Single by J. Cole

from the album 4 Your Eyez Only
- Released: April 25, 2017
- Recorded: 2016
- Genre: Conscious hip hop
- Length: 3:36
- Label: Dreamville; Roc Nation; Interscope;
- Songwriter: Jermaine Cole
- Producer: J. Cole

J. Cole singles chronology
| "High for Hours" (2017) | "Neighbors" (2017) | "KOD" (2018) |

= Neighbors (J. Cole song) =

2017 single by J.Cole

"Neighbors" is a song by American rapper J. Cole, released on December 9, 2016, recorded for his fourth studio album, 4 Your Eyez Only. It was released on April 25, 2017, as the second single off the album.

==Background==
The song was recorded at the Sheltuh in North Carolina and Electric Lady Studios, and was produced and written by J. Cole himself. During an interview with Complex on December 9, 2016, Dreamville in-house producer, Elite explained the incident which occurred a few months prior that inspired the story in the track, "Neighbors", saying,

Basically Cole rented out a house in North Carolina. It’s not for him; it’s like a safe haven/creative workspace for all the Dreamville artists and producers. We call it the Sheltuh, and a lot of the album was recorded there. It’s basically a studio in a basement, in the woods. It’s also in the suburbs of a pretty wealthy neighborhood in North Carolina.

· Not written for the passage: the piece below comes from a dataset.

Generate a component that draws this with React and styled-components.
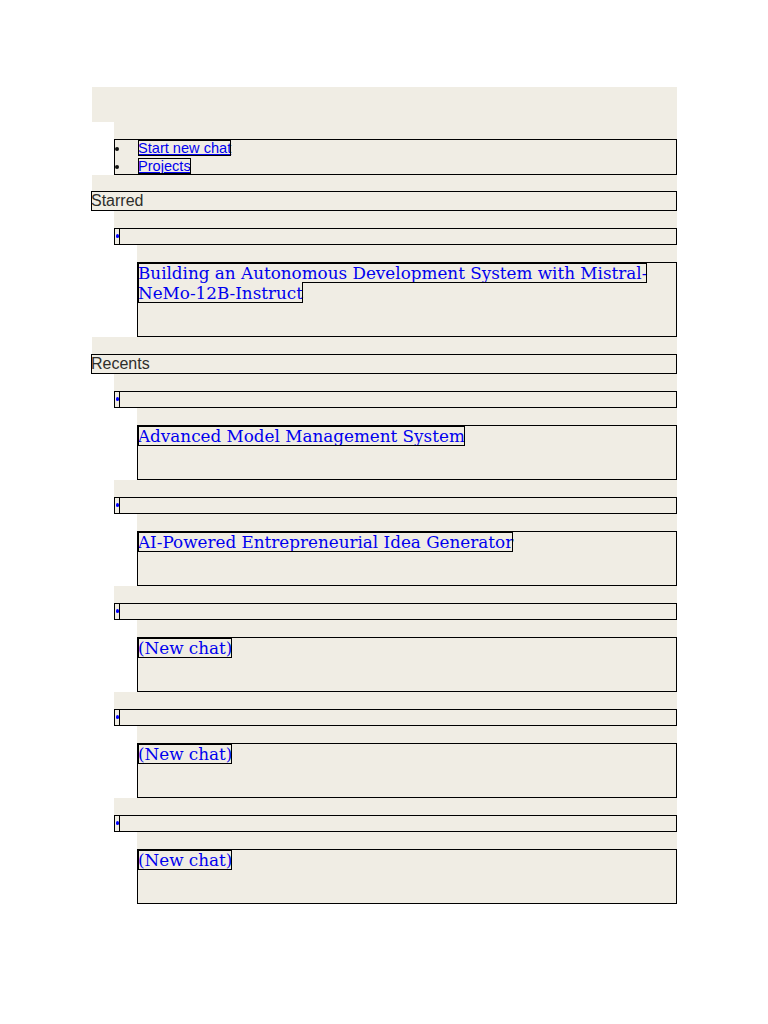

So you have, predominantly, African-Americans coming in and out of this house. Ubers coming, and every once in awhile you’ll see a group of us outside on the porch smoking weed. So the neighbors started getting real paranoid. Apparently what happened was, we were all in Austin, Texas, for SXSW; thankfully no one was in the house when this went down. One of the neighbors told the police we were growing weed or selling drugs out of this house. And there was a huge investigation, like a million-dollar investigation. They flew helicopters over, sent an entire SWAT team armed with weapons, broke down the door and searched the whole house. Thankfully nobody was in the house. Our engineer Juro “Mez” Davis had just stepped out for lunch and he came back and saw the SWAT team busting down the door. They go downstairs and all they see is a studio, and obviously they felt stupid. It’s just crazy ironic because out of anybody, they picked the wrong person. J. Cole is the last person to do anything like that. He’s out here doing extremely positive things for the community and for young artists. Because of obvious racism from the neighbors, the police were called and a raid took place.

The song's instrumental was derived from a slowed-down, reversed sample of Cole's 2013 single, "Forbidden Fruit" which features Kendrick Lamar. "Forbidden Fruit" contains a sample of the song "Mystic Brew" by American Jazz musician Ronnie Foster. Cole revealed this during shows on his 4 Your Eyez Only World Tour, performing "Forbidden Fruit", then having the instrumental played in reverse as he transitioned into a performance of "Neighbors".

==Chart performance==
Upon its first week of release, "Neighbors" debuted at number 13 on the US Billboard Hot 100 and at number 8 on the US Hot R&B/Hip-Hop Songs chart.

==Music video==
The music video of the song was released on May 1, 2017. Cole used the footage of the incident from the closed-circuit television of his house as the video. The video only plays the first verse of the song.

==Charts==

===Weekly charts===

| Chart (2016–2017) | Peak position |
|---|---|
| Canada Hot 100 (Billboard) | 17 |
| Switzerland (Schweizer Hitparade) | 96 |
| UK Singles (OCC) | 54 |
| US Billboard Hot 100 | 13 |
| US Hot R&B/Hip-Hop Songs (Billboard) | 8 |
| US Rhythmic Airplay (Billboard) | 33 |

===Year-end charts===

| Chart (2017) | Position |
|---|---|
| US Hot R&B/Hip-Hop Songs (Billboard) | 90 |

==Certifications==

| Region | Certification | Certified units/sales |
| Australia (ARIA) | 2× Platinum | 140,000^{‡} |
| Denmark (IFPI Danmark) | Gold | 45,000^{‡} |
| Portugal (AFP) | Gold | 5,000^{‡} |
| United Kingdom (BPI) | Gold | 400,000^{‡} |
| United States (RIAA) | 4× Platinum | 4,000,000^{‡} |
^{‡} Sales+streaming figures based on certification alone.